_Task prompt_
Give the number of lines that include the string "this", nothing more.

** start Data supplied **

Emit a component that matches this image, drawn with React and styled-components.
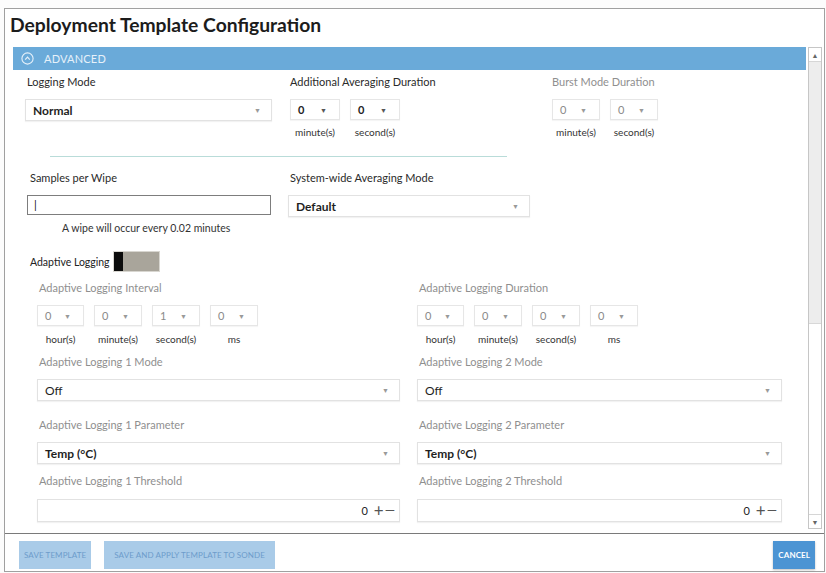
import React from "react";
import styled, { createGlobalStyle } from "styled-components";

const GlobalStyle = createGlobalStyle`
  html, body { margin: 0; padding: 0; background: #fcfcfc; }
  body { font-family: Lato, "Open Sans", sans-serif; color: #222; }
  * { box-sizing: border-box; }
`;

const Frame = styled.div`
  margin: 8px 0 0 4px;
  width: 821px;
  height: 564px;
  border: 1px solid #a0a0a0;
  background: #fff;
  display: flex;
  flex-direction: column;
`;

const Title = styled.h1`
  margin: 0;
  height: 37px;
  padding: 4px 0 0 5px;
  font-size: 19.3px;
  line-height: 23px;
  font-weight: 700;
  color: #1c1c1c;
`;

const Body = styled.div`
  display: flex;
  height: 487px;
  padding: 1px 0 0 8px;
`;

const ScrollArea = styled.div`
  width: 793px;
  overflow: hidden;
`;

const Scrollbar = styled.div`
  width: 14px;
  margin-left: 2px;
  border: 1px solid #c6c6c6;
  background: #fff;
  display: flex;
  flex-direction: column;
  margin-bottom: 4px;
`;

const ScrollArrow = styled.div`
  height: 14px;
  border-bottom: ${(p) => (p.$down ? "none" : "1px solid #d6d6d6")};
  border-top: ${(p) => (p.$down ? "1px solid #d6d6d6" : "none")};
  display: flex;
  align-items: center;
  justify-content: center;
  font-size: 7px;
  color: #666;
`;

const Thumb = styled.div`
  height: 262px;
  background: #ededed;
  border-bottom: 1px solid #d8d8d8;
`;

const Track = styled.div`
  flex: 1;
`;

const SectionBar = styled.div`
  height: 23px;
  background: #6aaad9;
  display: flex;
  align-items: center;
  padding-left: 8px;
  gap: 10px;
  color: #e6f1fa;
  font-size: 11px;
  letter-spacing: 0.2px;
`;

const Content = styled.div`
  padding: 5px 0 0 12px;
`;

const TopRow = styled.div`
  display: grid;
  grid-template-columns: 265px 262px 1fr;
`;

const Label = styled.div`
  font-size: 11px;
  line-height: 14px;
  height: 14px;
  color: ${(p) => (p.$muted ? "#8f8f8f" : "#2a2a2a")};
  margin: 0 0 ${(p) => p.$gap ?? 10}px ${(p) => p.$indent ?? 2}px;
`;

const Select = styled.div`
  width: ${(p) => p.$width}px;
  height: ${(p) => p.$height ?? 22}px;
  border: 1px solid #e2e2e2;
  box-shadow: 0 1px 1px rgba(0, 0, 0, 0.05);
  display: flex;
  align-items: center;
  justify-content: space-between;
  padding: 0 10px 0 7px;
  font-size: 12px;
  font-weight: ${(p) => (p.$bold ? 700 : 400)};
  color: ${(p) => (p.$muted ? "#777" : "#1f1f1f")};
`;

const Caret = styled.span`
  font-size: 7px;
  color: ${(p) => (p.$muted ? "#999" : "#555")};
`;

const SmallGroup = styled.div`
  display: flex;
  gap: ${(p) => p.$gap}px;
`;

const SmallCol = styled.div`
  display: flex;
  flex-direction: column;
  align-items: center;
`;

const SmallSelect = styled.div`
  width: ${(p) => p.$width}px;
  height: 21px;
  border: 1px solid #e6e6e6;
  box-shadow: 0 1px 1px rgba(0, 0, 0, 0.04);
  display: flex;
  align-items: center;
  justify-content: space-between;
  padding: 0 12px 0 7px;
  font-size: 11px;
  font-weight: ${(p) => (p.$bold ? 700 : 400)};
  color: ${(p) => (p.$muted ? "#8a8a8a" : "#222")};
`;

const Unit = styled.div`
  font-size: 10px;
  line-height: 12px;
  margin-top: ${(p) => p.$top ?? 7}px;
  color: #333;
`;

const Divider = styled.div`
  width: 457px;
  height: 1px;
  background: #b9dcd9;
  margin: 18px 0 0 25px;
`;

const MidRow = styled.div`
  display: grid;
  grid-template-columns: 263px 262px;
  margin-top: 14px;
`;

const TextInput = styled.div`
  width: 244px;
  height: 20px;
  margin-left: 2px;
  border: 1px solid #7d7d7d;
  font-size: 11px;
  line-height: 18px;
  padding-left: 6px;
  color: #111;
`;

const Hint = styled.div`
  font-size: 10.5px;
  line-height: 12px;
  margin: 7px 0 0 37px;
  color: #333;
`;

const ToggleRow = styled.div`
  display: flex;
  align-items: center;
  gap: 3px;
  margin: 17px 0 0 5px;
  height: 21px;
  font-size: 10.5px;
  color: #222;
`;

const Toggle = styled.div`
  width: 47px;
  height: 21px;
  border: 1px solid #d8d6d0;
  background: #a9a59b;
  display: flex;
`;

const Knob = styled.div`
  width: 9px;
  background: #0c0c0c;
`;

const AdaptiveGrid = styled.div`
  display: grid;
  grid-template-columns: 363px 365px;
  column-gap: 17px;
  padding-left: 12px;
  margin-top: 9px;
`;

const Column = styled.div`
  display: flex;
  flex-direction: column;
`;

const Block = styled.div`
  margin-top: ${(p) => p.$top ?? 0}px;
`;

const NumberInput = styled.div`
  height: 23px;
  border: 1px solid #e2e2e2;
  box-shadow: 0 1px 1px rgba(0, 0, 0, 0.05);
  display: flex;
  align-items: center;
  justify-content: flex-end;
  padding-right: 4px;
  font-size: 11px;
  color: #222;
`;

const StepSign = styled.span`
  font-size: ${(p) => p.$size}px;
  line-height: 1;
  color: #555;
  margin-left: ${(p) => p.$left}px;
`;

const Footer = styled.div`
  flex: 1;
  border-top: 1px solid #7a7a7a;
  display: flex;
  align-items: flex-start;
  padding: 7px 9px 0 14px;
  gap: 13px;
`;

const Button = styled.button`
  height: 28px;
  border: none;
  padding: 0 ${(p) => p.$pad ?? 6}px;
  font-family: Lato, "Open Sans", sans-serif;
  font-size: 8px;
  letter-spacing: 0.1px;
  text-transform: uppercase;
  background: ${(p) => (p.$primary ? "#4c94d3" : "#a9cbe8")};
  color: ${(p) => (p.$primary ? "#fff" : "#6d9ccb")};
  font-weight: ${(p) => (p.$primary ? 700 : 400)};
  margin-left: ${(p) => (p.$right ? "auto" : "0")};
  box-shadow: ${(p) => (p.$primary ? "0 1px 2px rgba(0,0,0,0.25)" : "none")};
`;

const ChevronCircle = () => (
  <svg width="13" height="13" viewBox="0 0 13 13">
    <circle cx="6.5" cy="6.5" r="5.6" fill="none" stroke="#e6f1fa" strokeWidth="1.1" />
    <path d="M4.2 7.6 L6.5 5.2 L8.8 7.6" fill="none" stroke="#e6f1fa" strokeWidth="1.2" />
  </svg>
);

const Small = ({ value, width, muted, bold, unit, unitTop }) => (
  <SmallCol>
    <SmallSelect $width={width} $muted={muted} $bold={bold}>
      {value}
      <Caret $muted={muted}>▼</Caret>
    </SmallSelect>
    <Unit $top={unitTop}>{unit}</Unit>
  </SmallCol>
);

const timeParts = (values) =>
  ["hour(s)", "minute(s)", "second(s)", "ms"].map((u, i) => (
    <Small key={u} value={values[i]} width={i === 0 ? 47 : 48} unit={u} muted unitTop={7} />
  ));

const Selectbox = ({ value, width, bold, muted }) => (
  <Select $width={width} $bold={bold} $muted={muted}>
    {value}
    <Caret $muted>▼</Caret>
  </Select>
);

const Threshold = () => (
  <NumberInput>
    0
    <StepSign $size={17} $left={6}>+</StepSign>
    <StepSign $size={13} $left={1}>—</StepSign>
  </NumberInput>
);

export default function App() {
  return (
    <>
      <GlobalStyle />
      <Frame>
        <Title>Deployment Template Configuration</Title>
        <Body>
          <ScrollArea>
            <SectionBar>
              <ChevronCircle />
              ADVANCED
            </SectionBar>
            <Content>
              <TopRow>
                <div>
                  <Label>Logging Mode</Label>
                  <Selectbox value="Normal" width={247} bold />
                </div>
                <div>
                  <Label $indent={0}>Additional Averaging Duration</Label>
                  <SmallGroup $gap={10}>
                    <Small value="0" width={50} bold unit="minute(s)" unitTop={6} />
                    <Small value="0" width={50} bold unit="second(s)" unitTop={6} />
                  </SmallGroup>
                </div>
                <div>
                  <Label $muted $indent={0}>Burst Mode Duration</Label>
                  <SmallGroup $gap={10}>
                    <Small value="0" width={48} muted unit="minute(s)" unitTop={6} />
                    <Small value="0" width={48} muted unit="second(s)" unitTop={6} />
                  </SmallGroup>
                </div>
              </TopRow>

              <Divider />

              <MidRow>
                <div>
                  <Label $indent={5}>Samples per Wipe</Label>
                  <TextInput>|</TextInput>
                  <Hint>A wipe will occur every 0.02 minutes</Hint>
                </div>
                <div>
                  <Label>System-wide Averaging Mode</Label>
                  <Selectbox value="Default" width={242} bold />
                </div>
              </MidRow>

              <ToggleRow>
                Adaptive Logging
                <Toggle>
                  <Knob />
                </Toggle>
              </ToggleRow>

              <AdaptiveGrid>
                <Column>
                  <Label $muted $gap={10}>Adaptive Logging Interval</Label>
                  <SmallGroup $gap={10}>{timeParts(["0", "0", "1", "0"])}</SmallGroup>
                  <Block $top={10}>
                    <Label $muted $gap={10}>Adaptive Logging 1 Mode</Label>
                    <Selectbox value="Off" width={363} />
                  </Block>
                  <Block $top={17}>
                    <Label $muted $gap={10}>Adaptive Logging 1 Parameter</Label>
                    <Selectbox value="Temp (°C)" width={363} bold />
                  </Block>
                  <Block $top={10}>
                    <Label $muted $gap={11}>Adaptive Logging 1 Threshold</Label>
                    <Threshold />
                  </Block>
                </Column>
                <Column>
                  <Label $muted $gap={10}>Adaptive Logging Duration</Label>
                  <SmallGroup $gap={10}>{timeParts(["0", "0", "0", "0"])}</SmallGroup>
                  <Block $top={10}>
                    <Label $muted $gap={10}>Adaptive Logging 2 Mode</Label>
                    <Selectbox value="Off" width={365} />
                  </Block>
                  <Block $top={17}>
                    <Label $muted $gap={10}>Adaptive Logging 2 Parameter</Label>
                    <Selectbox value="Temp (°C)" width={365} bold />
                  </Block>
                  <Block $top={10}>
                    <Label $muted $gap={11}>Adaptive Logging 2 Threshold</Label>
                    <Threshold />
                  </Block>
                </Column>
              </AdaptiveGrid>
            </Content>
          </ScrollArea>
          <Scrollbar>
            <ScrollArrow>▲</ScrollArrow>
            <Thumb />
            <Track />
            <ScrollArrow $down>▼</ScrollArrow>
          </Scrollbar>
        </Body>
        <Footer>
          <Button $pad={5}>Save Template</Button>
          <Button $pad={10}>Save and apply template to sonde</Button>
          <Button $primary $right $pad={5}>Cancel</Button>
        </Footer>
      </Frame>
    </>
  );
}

** end Data supplied **
** start Data supplied **

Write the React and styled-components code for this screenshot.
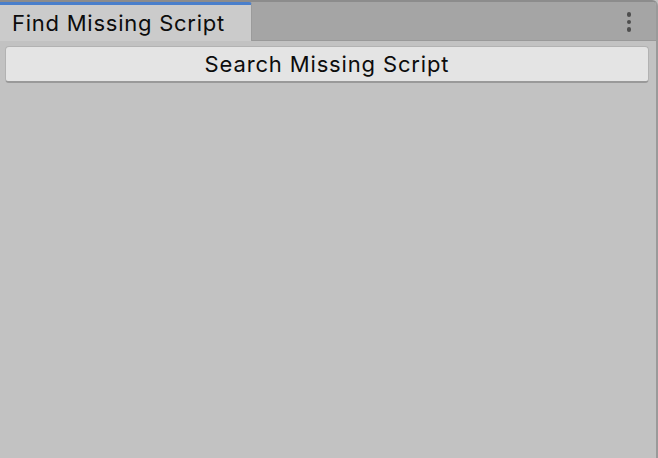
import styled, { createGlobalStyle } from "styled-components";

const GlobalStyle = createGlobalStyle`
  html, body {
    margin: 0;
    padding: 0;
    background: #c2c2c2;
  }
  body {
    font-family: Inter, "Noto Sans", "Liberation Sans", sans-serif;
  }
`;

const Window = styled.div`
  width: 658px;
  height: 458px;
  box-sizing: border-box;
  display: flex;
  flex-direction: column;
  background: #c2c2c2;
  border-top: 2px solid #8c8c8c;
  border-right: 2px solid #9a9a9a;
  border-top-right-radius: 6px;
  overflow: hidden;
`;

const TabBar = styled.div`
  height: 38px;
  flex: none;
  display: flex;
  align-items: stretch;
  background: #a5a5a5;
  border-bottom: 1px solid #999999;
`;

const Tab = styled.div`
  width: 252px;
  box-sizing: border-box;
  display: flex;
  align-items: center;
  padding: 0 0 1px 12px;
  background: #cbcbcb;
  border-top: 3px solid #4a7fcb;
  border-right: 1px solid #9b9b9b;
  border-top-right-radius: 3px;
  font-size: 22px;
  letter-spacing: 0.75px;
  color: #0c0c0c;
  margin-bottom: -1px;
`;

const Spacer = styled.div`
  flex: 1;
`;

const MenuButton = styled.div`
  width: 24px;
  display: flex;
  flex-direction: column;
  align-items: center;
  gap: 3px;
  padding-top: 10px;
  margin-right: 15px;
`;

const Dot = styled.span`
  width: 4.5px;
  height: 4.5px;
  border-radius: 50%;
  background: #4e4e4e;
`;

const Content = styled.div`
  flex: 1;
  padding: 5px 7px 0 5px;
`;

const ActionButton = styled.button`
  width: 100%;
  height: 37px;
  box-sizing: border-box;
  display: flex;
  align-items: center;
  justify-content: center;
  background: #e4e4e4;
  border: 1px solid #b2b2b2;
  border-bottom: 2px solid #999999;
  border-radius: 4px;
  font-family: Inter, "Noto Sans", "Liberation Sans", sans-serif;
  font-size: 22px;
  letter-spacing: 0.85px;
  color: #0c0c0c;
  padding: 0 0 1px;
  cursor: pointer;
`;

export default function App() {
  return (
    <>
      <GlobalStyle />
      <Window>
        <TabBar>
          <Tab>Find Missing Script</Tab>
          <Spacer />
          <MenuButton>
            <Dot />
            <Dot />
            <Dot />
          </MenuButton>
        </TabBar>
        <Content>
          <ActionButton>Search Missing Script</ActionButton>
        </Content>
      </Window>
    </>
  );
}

** end Data supplied **
** start Data supplied **

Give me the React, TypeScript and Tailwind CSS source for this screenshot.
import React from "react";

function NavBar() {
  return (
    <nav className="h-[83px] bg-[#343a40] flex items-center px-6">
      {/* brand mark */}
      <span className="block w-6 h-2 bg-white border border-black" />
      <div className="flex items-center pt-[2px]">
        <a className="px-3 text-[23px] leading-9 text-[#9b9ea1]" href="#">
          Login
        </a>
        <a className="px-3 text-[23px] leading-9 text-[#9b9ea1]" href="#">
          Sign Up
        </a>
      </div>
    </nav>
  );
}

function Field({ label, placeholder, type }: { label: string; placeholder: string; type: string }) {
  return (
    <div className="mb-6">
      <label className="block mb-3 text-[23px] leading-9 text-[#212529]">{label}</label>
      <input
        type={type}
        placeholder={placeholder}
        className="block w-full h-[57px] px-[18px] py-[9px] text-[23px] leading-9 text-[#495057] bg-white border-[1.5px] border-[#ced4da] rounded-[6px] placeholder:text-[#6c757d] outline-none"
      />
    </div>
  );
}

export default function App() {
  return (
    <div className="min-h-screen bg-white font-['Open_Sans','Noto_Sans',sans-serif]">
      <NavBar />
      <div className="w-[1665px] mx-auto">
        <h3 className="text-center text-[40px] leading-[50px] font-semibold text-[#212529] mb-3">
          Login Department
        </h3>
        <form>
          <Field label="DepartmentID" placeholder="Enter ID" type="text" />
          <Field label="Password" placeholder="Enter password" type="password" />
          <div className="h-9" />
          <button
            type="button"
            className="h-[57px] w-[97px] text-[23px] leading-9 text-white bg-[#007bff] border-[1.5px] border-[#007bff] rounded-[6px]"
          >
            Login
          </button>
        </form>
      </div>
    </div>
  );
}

** end Data supplied **

_The output_
3